_Stated exercise_
From the entries below, extract every line that includes the word "with".

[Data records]

============

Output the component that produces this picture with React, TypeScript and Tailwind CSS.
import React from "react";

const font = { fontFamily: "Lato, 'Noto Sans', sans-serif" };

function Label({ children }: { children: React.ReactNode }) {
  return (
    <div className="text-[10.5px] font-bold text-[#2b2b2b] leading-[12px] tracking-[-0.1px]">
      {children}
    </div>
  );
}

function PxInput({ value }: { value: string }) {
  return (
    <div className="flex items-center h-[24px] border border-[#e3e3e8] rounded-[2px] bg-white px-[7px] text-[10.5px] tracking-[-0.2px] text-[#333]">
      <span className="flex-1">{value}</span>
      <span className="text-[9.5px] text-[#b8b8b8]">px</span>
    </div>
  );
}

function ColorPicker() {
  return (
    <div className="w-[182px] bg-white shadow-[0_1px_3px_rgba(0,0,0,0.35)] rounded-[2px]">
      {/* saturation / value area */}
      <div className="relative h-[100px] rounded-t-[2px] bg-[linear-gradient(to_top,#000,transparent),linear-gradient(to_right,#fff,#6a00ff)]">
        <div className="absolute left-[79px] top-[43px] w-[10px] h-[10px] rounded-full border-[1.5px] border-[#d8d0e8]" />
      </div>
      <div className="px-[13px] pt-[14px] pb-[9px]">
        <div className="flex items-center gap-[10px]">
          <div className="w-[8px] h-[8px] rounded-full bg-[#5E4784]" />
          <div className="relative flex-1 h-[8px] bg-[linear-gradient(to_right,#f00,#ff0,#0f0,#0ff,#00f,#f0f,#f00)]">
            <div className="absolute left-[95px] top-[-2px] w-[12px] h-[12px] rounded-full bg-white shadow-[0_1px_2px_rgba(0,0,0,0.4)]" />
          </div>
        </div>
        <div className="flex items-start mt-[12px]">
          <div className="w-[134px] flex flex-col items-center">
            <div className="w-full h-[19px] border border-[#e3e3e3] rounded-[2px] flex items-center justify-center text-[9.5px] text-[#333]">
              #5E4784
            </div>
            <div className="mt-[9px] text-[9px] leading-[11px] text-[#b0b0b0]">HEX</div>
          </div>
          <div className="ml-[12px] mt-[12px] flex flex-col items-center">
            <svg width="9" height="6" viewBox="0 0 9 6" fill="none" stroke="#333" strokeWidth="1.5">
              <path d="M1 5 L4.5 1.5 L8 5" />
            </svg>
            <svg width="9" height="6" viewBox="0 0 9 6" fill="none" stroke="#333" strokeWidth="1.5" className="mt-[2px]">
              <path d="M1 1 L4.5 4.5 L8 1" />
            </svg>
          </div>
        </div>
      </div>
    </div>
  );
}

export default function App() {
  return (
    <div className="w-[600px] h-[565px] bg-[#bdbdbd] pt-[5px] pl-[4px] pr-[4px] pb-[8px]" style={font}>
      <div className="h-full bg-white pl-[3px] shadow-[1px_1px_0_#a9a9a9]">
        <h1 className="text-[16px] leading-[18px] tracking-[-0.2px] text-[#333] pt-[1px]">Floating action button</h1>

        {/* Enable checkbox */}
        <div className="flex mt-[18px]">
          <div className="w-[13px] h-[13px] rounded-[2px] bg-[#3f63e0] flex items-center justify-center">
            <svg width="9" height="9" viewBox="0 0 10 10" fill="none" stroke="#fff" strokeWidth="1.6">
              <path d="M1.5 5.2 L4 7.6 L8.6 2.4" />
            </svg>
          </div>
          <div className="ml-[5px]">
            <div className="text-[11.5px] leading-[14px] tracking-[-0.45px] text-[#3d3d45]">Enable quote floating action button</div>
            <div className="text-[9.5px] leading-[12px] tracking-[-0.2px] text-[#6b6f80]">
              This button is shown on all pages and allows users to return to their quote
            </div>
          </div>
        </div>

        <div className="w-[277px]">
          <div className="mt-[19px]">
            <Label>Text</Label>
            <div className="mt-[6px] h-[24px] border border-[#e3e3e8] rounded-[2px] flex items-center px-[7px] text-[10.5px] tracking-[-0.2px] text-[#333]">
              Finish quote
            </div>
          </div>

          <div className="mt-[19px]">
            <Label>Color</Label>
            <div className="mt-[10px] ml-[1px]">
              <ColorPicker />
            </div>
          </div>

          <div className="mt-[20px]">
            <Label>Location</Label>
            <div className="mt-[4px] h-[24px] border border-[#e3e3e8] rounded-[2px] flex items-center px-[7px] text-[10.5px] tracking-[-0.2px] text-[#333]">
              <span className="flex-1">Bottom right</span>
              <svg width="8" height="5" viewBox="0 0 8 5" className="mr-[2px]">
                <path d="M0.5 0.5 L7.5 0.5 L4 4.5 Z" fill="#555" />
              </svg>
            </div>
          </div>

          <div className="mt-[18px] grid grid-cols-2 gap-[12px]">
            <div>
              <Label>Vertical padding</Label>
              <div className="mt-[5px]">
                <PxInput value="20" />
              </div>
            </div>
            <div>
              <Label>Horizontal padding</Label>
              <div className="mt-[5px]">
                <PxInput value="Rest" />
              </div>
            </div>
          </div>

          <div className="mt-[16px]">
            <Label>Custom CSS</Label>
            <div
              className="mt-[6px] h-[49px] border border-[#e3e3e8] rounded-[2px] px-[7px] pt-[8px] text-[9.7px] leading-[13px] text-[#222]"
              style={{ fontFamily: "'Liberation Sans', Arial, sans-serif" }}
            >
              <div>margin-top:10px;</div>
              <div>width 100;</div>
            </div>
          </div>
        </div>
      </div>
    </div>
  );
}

============

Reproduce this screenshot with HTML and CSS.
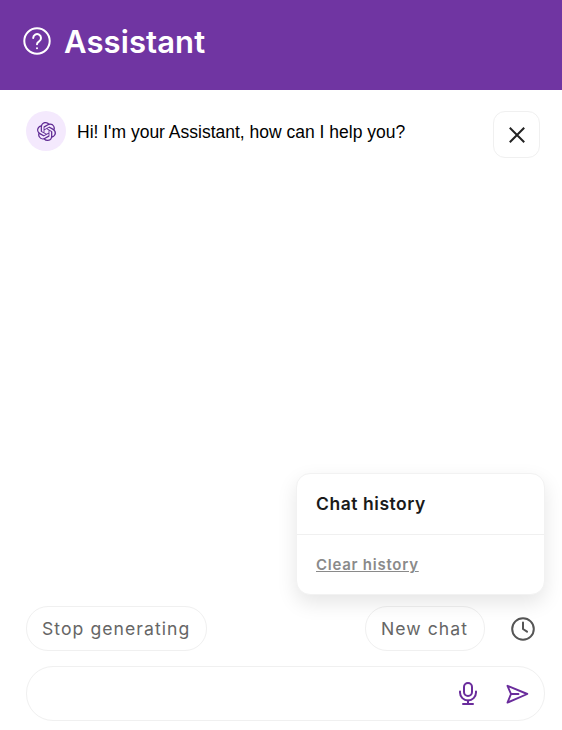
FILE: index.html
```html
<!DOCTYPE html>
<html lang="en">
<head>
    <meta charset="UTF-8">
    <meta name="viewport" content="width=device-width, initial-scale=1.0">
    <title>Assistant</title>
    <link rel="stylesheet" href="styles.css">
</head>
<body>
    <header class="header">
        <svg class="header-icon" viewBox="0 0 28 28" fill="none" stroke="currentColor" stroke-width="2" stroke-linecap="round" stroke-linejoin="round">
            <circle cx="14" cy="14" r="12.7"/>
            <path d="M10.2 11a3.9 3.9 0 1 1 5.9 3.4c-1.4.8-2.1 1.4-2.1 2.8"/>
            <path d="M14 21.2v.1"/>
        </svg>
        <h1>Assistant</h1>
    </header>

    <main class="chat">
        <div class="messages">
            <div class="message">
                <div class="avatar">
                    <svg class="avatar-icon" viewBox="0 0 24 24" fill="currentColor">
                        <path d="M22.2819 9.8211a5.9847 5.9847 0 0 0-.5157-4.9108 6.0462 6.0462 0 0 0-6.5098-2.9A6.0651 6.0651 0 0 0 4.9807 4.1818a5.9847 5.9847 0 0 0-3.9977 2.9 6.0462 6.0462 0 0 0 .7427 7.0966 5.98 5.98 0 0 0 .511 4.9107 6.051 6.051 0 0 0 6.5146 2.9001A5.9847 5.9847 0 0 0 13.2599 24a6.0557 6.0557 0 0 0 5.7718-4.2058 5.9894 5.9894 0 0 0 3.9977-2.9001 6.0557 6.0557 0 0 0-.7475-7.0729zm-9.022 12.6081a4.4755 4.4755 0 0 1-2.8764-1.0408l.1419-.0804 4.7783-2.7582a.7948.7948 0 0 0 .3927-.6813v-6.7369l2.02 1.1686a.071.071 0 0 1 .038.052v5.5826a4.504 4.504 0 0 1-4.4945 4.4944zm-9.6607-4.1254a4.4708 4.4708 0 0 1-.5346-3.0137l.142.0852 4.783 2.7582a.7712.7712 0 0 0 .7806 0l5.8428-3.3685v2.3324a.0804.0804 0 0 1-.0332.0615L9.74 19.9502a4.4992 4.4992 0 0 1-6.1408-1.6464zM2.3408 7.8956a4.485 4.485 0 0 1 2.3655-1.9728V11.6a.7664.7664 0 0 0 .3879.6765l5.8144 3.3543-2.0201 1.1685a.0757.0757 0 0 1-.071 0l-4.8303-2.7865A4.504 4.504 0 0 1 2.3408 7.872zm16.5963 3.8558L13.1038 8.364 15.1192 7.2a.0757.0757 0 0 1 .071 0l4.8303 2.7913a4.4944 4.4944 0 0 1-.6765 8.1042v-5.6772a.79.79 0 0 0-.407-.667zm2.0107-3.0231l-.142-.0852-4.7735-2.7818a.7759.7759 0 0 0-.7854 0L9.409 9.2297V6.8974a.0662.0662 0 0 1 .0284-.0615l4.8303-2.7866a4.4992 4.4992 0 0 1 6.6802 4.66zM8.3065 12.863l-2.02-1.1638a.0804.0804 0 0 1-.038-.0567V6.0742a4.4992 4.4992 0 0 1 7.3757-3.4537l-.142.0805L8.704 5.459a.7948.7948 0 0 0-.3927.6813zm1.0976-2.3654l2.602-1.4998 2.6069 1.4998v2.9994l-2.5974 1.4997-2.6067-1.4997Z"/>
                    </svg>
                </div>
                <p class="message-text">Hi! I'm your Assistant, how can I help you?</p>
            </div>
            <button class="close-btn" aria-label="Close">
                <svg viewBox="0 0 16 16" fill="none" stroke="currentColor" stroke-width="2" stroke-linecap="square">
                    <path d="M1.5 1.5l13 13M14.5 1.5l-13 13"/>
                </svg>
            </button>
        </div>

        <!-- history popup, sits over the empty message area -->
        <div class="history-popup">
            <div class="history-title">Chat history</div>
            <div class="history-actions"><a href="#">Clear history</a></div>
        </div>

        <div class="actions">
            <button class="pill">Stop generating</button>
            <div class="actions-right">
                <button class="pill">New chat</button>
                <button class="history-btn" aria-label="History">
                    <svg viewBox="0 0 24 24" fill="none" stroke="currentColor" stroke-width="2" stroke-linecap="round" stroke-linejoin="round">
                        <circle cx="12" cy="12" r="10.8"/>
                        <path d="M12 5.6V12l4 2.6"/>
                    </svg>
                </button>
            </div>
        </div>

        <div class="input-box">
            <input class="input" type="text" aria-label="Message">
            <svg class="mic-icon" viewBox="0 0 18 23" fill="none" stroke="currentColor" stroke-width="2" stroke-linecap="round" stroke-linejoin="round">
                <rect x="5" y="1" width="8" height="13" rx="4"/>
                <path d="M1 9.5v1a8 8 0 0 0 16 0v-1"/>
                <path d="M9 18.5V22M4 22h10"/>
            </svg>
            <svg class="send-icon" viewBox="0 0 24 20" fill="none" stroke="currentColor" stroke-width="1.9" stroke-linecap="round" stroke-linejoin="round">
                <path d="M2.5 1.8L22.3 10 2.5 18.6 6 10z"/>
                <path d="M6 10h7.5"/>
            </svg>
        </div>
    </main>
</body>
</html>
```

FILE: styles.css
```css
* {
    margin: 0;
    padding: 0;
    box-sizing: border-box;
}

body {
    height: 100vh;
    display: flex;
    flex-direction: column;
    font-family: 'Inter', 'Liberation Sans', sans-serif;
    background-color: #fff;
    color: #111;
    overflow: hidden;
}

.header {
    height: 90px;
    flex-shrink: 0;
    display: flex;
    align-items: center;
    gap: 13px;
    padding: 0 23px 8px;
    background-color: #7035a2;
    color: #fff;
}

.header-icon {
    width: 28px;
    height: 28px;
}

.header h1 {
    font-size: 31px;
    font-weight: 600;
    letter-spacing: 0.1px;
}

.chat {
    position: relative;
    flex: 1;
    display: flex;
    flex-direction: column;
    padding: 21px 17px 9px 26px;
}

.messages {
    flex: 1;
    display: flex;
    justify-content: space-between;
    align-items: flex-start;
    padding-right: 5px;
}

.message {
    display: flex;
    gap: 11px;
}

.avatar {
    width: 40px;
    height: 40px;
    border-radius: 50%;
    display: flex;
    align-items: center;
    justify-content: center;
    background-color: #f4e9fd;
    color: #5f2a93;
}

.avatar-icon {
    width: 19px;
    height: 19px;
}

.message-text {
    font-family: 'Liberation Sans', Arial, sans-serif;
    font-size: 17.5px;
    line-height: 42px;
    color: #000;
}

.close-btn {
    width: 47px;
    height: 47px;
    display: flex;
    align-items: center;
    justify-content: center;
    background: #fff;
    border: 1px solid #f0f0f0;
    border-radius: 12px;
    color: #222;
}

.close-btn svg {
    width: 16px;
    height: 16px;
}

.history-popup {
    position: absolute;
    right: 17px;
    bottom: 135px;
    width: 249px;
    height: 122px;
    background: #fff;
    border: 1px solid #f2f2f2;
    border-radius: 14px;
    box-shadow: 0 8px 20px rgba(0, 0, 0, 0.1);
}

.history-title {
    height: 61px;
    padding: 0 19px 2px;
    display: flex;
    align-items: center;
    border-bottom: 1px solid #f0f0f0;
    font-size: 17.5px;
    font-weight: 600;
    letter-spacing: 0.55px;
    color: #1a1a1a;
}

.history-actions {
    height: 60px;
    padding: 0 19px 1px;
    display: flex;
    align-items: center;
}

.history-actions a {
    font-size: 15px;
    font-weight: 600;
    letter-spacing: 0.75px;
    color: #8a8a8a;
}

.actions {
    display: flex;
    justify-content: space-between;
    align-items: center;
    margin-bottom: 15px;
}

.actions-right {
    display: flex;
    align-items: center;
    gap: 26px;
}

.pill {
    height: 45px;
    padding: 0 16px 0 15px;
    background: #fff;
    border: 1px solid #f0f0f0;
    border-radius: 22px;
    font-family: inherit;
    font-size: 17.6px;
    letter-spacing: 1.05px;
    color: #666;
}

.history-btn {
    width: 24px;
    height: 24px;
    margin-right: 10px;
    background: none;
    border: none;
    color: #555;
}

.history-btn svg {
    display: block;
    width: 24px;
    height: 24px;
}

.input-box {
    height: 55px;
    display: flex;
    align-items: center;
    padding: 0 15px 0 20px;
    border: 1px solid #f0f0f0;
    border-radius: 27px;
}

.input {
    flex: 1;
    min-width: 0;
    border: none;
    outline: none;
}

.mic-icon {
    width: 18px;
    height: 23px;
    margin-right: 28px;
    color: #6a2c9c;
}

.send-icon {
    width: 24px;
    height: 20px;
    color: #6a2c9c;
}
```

============

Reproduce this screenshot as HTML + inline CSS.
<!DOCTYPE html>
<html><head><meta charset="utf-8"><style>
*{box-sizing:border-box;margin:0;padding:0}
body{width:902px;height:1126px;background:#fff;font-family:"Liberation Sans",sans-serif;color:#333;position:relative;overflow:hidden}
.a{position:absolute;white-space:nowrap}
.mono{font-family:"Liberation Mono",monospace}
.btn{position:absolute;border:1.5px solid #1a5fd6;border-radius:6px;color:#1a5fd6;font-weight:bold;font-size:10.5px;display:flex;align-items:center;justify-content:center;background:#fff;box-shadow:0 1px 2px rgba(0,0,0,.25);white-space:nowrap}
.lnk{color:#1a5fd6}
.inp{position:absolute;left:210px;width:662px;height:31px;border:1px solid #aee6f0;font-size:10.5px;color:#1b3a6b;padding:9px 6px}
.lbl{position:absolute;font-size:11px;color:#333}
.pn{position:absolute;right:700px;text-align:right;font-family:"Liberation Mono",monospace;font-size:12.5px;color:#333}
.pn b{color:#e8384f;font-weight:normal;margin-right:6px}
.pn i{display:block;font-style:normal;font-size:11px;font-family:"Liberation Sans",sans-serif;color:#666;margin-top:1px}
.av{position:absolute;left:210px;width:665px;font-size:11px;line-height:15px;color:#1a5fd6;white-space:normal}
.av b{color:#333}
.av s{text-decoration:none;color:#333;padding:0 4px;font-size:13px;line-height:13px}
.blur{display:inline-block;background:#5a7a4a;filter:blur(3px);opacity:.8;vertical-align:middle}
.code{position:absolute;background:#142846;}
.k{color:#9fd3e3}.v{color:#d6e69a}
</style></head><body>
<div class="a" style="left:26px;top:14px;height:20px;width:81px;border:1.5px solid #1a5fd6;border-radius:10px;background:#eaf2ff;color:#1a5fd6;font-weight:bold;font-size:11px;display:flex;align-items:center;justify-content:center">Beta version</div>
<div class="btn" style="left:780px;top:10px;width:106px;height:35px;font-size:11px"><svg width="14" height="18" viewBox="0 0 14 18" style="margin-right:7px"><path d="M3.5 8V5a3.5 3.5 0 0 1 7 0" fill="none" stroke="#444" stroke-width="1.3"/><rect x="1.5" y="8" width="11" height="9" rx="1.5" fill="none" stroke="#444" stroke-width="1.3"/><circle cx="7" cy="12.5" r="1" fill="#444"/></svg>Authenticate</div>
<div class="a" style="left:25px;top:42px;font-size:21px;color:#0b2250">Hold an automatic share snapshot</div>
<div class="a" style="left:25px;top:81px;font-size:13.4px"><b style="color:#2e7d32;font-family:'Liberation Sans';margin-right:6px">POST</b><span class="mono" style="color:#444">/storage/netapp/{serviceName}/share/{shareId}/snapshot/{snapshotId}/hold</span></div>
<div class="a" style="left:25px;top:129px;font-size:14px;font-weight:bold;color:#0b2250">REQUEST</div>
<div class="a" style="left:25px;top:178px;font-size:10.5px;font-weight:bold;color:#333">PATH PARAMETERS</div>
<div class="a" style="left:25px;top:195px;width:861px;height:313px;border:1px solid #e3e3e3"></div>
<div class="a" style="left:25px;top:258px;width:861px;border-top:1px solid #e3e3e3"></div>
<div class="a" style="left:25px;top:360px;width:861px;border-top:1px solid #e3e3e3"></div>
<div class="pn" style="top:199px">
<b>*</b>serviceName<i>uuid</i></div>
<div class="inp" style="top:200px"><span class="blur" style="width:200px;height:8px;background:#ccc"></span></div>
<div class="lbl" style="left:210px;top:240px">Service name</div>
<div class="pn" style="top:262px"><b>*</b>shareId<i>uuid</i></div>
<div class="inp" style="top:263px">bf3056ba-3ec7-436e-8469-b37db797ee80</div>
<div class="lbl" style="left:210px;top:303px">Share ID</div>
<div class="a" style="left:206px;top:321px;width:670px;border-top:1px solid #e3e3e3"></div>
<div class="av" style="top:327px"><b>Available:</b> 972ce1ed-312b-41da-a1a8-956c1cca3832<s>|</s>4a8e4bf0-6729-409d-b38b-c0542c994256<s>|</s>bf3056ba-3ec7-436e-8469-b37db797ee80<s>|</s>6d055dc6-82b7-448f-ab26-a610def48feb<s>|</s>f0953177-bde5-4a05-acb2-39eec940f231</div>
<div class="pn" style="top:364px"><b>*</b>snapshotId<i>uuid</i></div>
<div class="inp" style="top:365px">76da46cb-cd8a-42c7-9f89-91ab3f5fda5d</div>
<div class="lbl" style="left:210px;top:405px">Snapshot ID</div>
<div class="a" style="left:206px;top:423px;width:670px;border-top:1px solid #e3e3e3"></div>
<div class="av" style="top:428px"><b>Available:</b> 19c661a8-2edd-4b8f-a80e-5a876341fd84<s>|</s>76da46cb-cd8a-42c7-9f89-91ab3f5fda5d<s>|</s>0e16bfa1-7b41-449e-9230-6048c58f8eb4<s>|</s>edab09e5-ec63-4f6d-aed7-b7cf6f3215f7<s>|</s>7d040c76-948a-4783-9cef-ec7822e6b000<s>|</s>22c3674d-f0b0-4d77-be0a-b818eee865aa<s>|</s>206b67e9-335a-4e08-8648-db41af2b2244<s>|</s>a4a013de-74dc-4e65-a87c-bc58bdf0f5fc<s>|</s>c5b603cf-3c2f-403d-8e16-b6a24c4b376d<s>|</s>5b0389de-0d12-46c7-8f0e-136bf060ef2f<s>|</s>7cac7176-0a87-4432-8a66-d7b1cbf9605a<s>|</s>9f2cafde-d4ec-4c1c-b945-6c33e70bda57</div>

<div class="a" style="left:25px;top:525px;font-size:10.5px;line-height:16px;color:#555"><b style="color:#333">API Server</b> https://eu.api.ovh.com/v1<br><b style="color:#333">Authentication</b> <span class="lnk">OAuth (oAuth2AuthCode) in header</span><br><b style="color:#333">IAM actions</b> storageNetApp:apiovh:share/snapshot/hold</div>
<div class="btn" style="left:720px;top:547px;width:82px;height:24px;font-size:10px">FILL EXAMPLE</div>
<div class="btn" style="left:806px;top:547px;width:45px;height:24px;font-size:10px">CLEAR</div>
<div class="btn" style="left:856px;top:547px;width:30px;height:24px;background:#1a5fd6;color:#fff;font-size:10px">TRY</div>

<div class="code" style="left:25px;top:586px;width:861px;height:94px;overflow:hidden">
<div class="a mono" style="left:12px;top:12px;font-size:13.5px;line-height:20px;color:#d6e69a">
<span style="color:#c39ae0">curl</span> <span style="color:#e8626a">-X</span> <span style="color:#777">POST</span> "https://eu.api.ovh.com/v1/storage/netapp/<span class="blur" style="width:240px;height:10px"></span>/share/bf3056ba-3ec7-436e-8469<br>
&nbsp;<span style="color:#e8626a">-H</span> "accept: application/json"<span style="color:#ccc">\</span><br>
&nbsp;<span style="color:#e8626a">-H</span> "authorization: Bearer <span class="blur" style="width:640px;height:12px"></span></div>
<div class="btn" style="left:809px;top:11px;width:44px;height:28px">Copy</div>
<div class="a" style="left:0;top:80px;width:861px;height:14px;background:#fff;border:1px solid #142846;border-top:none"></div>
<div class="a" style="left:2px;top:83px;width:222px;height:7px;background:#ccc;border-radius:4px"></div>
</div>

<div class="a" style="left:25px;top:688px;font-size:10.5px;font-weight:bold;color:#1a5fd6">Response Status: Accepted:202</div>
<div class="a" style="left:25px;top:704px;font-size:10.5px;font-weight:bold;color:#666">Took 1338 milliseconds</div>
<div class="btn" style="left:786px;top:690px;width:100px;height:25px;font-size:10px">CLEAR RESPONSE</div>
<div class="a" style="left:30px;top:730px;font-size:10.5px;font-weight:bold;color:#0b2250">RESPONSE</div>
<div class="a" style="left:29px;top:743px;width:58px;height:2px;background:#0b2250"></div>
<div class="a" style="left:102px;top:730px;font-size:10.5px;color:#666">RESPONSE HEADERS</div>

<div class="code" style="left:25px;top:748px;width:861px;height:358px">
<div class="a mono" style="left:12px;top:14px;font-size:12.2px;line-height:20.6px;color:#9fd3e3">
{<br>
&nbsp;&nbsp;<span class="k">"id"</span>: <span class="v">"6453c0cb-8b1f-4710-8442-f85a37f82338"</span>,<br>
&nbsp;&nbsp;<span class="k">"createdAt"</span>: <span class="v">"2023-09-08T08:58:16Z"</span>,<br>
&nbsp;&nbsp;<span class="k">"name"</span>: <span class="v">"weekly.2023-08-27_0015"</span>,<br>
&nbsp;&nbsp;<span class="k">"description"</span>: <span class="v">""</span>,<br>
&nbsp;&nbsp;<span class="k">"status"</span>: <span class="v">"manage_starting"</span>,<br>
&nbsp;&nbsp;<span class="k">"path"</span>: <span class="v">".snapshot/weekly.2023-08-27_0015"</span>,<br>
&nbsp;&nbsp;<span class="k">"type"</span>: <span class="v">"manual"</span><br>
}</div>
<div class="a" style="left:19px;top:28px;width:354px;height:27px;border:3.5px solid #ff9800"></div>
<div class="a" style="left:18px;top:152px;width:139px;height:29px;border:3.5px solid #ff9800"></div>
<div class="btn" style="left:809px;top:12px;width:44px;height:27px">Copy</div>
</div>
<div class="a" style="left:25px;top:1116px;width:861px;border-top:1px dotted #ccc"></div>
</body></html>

============

_Task result_
Output the component that produces this picture with React, TypeScript and Tailwind CSS.
Reproduce this screenshot with HTML and CSS.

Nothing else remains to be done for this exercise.